The required pressure rise across an AHU fan is dependent on the duct network supplied by the AHU. For example, if a duct network was sized using a constant pressure loss of 1 Pa/m and the index run of the network (route of highest pressure drop) was say 300 m and the fitting losses were say an additional 20%, the required pressure rise across the fan would be 300 x 1 x 1.2= 360 Pa.

End-use subcategory

Allows you to specify a user-defined end-use subcategory, e.g., "Central System", etc. A new meter for reporting is created for each unique subcategory (ref: Report Meter). Subcategories are also reported in the ABUPS table. If this field is omitted or blank, the fan will be assigned to the "General" end-use subcategory.

Maximum flow rate

The full load air volumetric flow rate (m3/sec or ft3/min) at standard temperature and pressure (dry air at 20°C dry-bulb). EnergyPlus uses local barometric pressure to account for altitude using equation for "standard atmospheric" pressure on p 6.1 of the ASHRAE 1997 HOF (SI edition) to initialize the air systems being simulated.

 

p=101325*(1-2.25577E-05*Z)**5.2559

 

where p=pressure in Pa and Z=altitude in m

Motor efficiency

The shaft power divided by the electrical power consumed. Must be between 0 and 1.

Motor in airstream fraction

The fraction of the motor heat that is added to the air stream. A value of 0 means that the motor is completely outside the air stream. A value of 1 means that all of the motor heat loss will go into the air stream and act to cause a temperature rise. Must be between 0 and 1.

Fan power ratio function of speed ratio curve

Select an Exponent Performance curve. This curve is used to simulate multi-speed fan motors, representing the ratio of actual fan power to rated fan power when a change in fan speed occurs.
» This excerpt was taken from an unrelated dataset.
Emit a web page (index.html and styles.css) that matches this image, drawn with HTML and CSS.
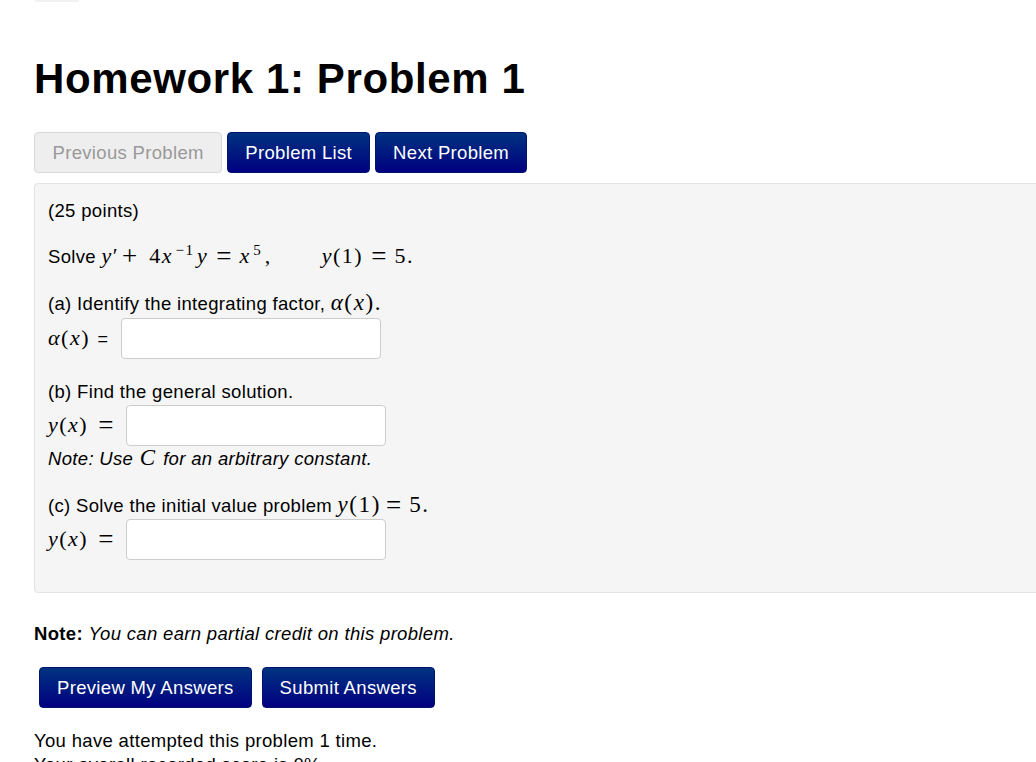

Fan efficiency ratio function of speed ratio curve

Enter the name of a Quadratic or Cubic Performance curve. This curve is used to simulate multi-speed fan motors, representing the ratio of actual fan total efficiency to rated fan total efficiency when a change in fan speed occurs.

Operation

Availability schedule

Select the Schedule that defines whether the fan can run during a given time period. A schedule value greater than 0 (usually 1 is used) indicates that the fan can be on during a given time period. A value less than or equal to 0 (usually 0 is used) denotes that the fan is off.

Algorithm

The on/off fan model is similar to the simple constant volume fan model with the exception that the on/off fan may cycle on and off during a simulation time step. The cycling rate of the fan is known as the run time fraction. The calculation of run time fraction accounts for the part-load losses of other equipment used in the HVAC system. A part-load factor (a.k.a. part-load ratio) is first calculated for the fan as the ratio of the actual operating mass flow rate to the maximum fan mass flow rate. The run time fraction is then calculated as the part-load factor divided by the part-load fraction. The part-load fraction is determined by other HVAC equipment in the simulation.

fflow = m / mmax

RTF = fflow / PLF

The total fan power is then calculated as the maximum fan power multiplied by the run time fraction.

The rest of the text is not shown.